Washington, along with the global public opinion, saw the influence of China at play and feared Djibouti was preparing to hand control of the terminal over to Beijing. The regional dynamics behind the move, and especially Ethiopia’s role, went largely unreported.
Despite announcements DP World will contest Djibouti’s seizure of Doraleh in the courts, there is little hope Djibouti will respect any new international ruling. In seizing Doraleh, Guelleh has already ignored the outcome of arbitration proceedings in London that absolved DP World and former port authority head Abdourahman Boreh of bribery allegations levied at them by Djibouti’s government.
The irony of Djibouti’s move is that DP World will now fully focus its attention on developing Berbera’s port infrastructure, where it plans to build another berth and turn the Berbera Corridor into a booming regional trade hub. This, unsurprising, comes as welcome news to Addis Ababa. Ethiopian transport minister Ahmed Shide stated “the agreement will help Ethiopia secure an additional logistical gateway for its ever-increasing import and export trade”. To mollify Djibouti, he quickly added that “Ethiopia will continue to further invest in and develop the Djibouti corridor”.
Djibouti is also hedging its bets. Guelleh has gone all-in on his warm embrace of Chinese capital, visiting Beijing regularly and stresses that Djibouti is a “great friend of China’s”. From the Doraleh Multipurpose Port project to the Hassan Gouled Aptidon international airport, Djibouti is sinking further and further into China’s debt – fuelling American fears that Washington’s core interests in the region are at stake and prompting economists to warn of an inescapable “debt trap”.

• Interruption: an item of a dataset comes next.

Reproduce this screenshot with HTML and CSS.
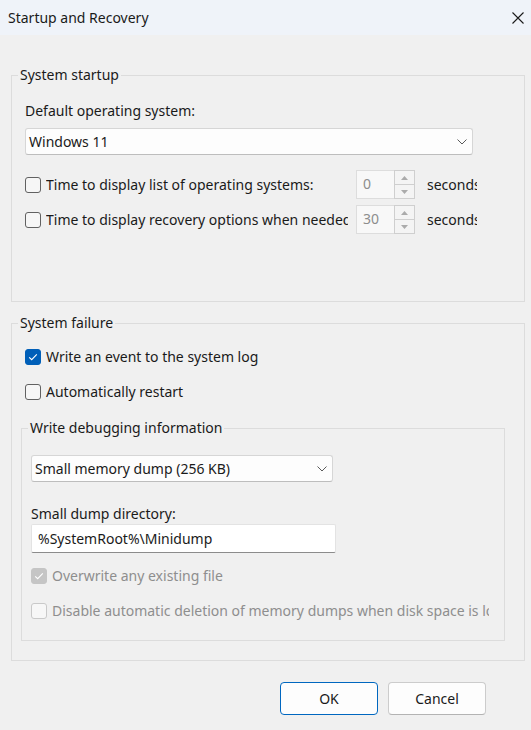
FILE: index.html
```html
<!DOCTYPE html>
<html lang="en">
<head>
<meta charset="utf-8">
<title>Startup and Recovery</title>
<link rel="stylesheet" href="styles.css">
</head>
<body>
<div class="titlebar">
  <span class="title">Startup and Recovery</span>
  <svg class="close" width="12" height="12" viewBox="0 0 12 12"><path d="M0.5 0.5L11.5 11.5M11.5 0.5L0.5 11.5" stroke="#1a1a1a" stroke-width="1.1" fill="none"/></svg>
</div>
<div class="content">
  <fieldset class="group startup">
    <legend>System startup</legend>
    <div class="label">Default operating system:</div>
    <div class="combo combo-os">
      <span class="combo-text">Windows 11</span>
      <svg class="chev" width="10" height="6" viewBox="0 0 10 6"><path d="M0.5 0.5L5 5L9.5 0.5" fill="none" stroke="#5a5a5a" stroke-width="1"/></svg>
    </div>
    <div class="spin-row first">
      <span class="cb"></span>
      <span class="cb-label clip">Time to display list of operating systems:</span>
      <div class="spin">
        <div class="spin-field">0</div>
        <div class="spin-btns">
          <span class="spin-btn"><svg width="7" height="4" viewBox="0 0 7 4"><path d="M0 4L3.5 0L7 4Z" fill="#ababab"/></svg></span>
          <span class="spin-btn"><svg width="7" height="4" viewBox="0 0 7 4"><path d="M0 0L3.5 4L7 0Z" fill="#ababab"/></svg></span>
        </div>
      </div>
      <span class="unit">seconds</span>
    </div>
    <div class="spin-row second">
      <span class="cb"></span>
      <span class="cb-label clip">Time to display recovery options when needed:</span>
      <div class="spin">
        <div class="spin-field">30</div>
        <div class="spin-btns">
          <span class="spin-btn"><svg width="7" height="4" viewBox="0 0 7 4"><path d="M0 4L3.5 0L7 4Z" fill="#ababab"/></svg></span>
          <span class="spin-btn"><svg width="7" height="4" viewBox="0 0 7 4"><path d="M0 0L3.5 4L7 0Z" fill="#ababab"/></svg></span>
        </div>
      </div>
      <span class="unit">seconds</span>
    </div>
  </fieldset>

  <fieldset class="group failure">
    <legend>System failure</legend>
    <div class="check">
      <span class="cb on"><svg width="16" height="16" viewBox="0 0 16 16"><path d="M4.2 8.3L6.7 10.7L11.8 5.4" fill="none" stroke="#fff" stroke-width="1.1"/></svg></span>
      <span class="cb-label">Write an event to the system log</span>
    </div>
    <div class="check next">
      <span class="cb"></span>
      <span class="cb-label">Automatically restart</span>
    </div>

    <fieldset class="group debug">
      <legend>Write debugging information</legend>
      <div class="combo combo-dump">
        <span class="combo-text">Small memory dump (256 KB)</span>
        <svg class="chev" width="10" height="6" viewBox="0 0 10 6"><path d="M0.5 0.5L5 5L9.5 0.5" fill="none" stroke="#5a5a5a" stroke-width="1"/></svg>
      </div>
      <div class="label dir-label">Small dump directory:</div>
      <div class="textbox">%SystemRoot%\Minidump</div>
      <div class="check overwrite disabled">
        <span class="cb dis on"><svg width="16" height="16" viewBox="0 0 16 16"><path d="M4.2 8.3L6.7 10.7L11.8 5.4" fill="none" stroke="#fff" stroke-width="1.1"/></svg></span>
        <span class="cb-label">Overwrite any existing file</span>
      </div>
      <div class="check next disabled">
        <span class="cb dis"></span>
        <span class="cb-label clip wide">Disable automatic deletion of memory dumps when disk space is low</span>
      </div>
    </fieldset>
  </fieldset>
</div>
<div class="buttons">
  <button class="btn default">OK</button>
  <button class="btn">Cancel</button>
</div>
</body>
</html>
```

FILE: styles.css
```css
* { box-sizing: border-box; }
html, body { margin: 0; padding: 0; }
body {
  width: 531px;
  height: 730px;
  overflow: hidden;
  background: #f0f0f0;
  font-family: "Noto Sans", "Open Sans", sans-serif;
  font-size: 14px;
  line-height: 20px;
  color: #1a1a1a;
}

.titlebar {
  height: 35px;
  background: #eff3f9;
  display: flex;
  align-items: center;
  justify-content: space-between;
  padding: 0 7px 0 8px;
}
.title { color: #1a1a1a; }
.close { display: block; }

.content { padding: 0 6px 0 11px; }

.group {
  margin: 0;
  min-width: 0;
  border: 1px solid #dcdcdc;
  padding: 0 0 0 13px;
}
.group > legend {
  padding: 0 2px;
  margin-left: -7px;
  line-height: 20px;
}
.startup { margin-top: 30px; padding-top: 16px; padding-bottom: 67px; }
.failure { margin-top: 11px; padding-top: 14px; padding-bottom: 19px; }
.debug { margin: 16px 19px 0 -4px; padding: 17px 0 19px 9px; }
.debug > legend { margin-left: -3px; }

.label { height: 20px; }

.combo {
  height: 27px;
  background: #fdfdfd;
  border: 1px solid #d6d6d6;
  border-bottom-color: #bdbdbd;
  border-radius: 3px;
  display: flex;
  align-items: center;
  justify-content: space-between;
  padding: 0 5px 0 3px;
}
.combo-os { width: 448px; margin-top: 7px; }
.combo-dump { width: 302px; }
.chev { display: block; }

.spin-row { display: flex; align-items: center; height: 29px; }
.spin-row.first { margin-top: 15px; }
.spin-row.second { margin-top: 6px; }

.cb {
  flex: none;
  width: 16px;
  height: 16px;
  border: 1px solid #616161;
  border-radius: 3px;
  background: #f6f6f6;
  margin-right: 5px;
  position: relative;
}
.cb svg { position: absolute; left: -1px; top: -1px; }
.cb.on { background: #005fb8; border-color: #005fb8; }
.cb.dis { border-color: #c9c9c9; background: #f7f7f7; }
.cb.dis.on { background: #c5c5c5; border-color: #c5c5c5; }

.cb-label { white-space: nowrap; }
.clip { overflow: hidden; }
.spin-row .cb-label { width: 302px; margin-right: 3px; flex: none; }
.cb-label.wide { width: 437px; flex: none; }

.spin {
  flex: none;
  display: flex;
  width: 59px;
  height: 29px;
  margin-left: 5px;
}
.spin-field {
  width: 38px;
  height: 29px;
  border: 1px solid #dddddd;
  border-right: none;
  background: #f8f8f8;
  color: #8d8d8d;
  padding-left: 6px;
  line-height: 25px;
}
.spin-btns { width: 21px; display: flex; flex-direction: column; }
.spin-btn {
  flex: 1;
  display: flex;
  align-items: center;
  justify-content: center;
  border: 1px solid #cfcfcf;
  background: #f4f4f4;
}
.spin-btn + .spin-btn { border-top: none; }
.unit { width: 50px; overflow: hidden; white-space: nowrap; margin-left: 12px; flex: none; }

.check { display: flex; align-items: center; height: 20px; }
.check.next { margin-top: 15px; }
.check.overwrite { margin-top: 13px; }
.disabled { color: #8e8e8e; }

.dir-label { margin-top: 22px; }
.textbox {
  width: 305px;
  height: 29px;
  background: #ffffff;
  border: 1px solid #e3e3e3;
  border-bottom-color: #8c8c8c;
  border-radius: 2px;
  padding-left: 6px;
  line-height: 27px;
}

.buttons {
  display: flex;
  justify-content: flex-end;
  gap: 10px;
  padding-right: 45px;
  margin-top: 21px;
}
.btn {
  width: 98px;
  height: 33px;
  font: inherit;
  color: #1a1a1a;
  background: #fdfdfd;
  border: 1px solid #cccccc;
  border-bottom-color: #b3b3b3;
  border-radius: 4px;
  padding: 0;
}
.btn.default { border-color: #0067c0; }
```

Djibouti’s government rejects those concerns out of hand. It is Guelleh’s professed mission to turn Djibouti into a “gateway to Africa” and concessionary Chinese loans seem to be his preferred way of making that vision a reality. More than anything else, however, Djibouti’s commercial appeal depends on its status as the gateway to Ethiopia. Berbera emerging as a new alternative is sure to take a bite out of Djibouti’s lucrative market niche.